Clinton made it clear that if Iran was complicit in the attack — as the FBI and the broader intelligence community believed — he wanted a serious military response. He even informed Richard Clarke, his counter-terrorism adviser, that he did not “want any pissant half-measures.”

The Pentagon drew up military plans which ranged from launching cruise missiles at Iranian targets to undertaking a full-blown ground invasion of Iran. It appeared, however, that the agreed plan of action was to heavily bombard Iranian military targets in its Gulf provinces with air, missile and naval attacks.

However, that plan never came into fruition, owing to the circumstantial nature of the evidence and the fact the Gulf states were wary about the potential consequences.

Four years after the Khobar Towers attack, the Clinton administration attempted to make acovert overture to Iran’s new Pres. Mohammed Khatami.

“When the Saudis finally relented and turned over their evidence, the reform-oriented Khatami, who apparently had not been aware of the plot, had already assumed the presidency and the White House decided that military reprisals at that point would undermine the larger objective of establishing a diplomatic opening to Tehran,” wrote Malcolm Byrne, a researcher at George Washington University’s National Security Archive.

But the rapprochement with Iran fell through. One reason was because the FBI and the intelligence community believed that the regime had gotten away with murder at the Khobar Towers.

As is the case today, the Gulf states frequently accused Iran of using Shia populations in Arab countries to stir-up and foment trouble. In Bahrain, Shia Muslims outnumber Bahraini Sunni Muslims — although the country’s ruling monarchy is Sunni.
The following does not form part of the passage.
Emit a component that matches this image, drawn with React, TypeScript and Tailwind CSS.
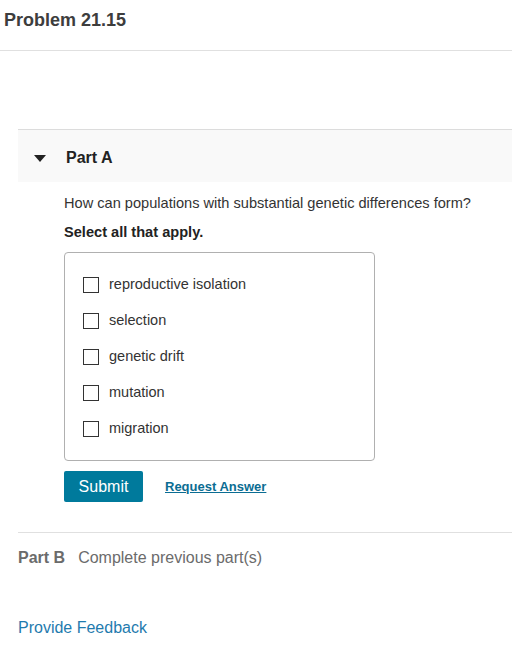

Less than a month before the Khobar Towers bombing, the Bahraini regime arrested 44 people on allegations of plotting a coup with Iranian assistance. For its part, the Saudi monarchy treats its minority Shia community as second-class citizens, and Riyadh has long claimed that Iran has tried to exploit the situation to its advantage.

Aside from Bahrain, the only other Arab country to have a Shia majority population is Iraq. In the 1990s Ba’athist dictator Saddam Hussein had ruthlessly repressed the Shia majority after a failed uprising in 1991.

But here, Washington’s concerns about Iranian influence receded away.

“We are not going to complain about any effort Iran makes to assist Shi’ites or others suffering under Saddam’s rule,” James P. Rubin, then a State Department spokesman, said in November 1998. “But we are not working with them [the Iranians] in any shape or form or soliciting their support.”

Notice he emphasized “any effort.” Which shows that just over two years after Washington was on the verge of bombing Iran, it had no problem with Iranian efforts to help the Shia of neighboring Iraq.

Which aptly illustrates how, during the last three-and-a-half decades, Washington’s dealings, or lack thereof, with Tehran have been anything but simple and straightforward.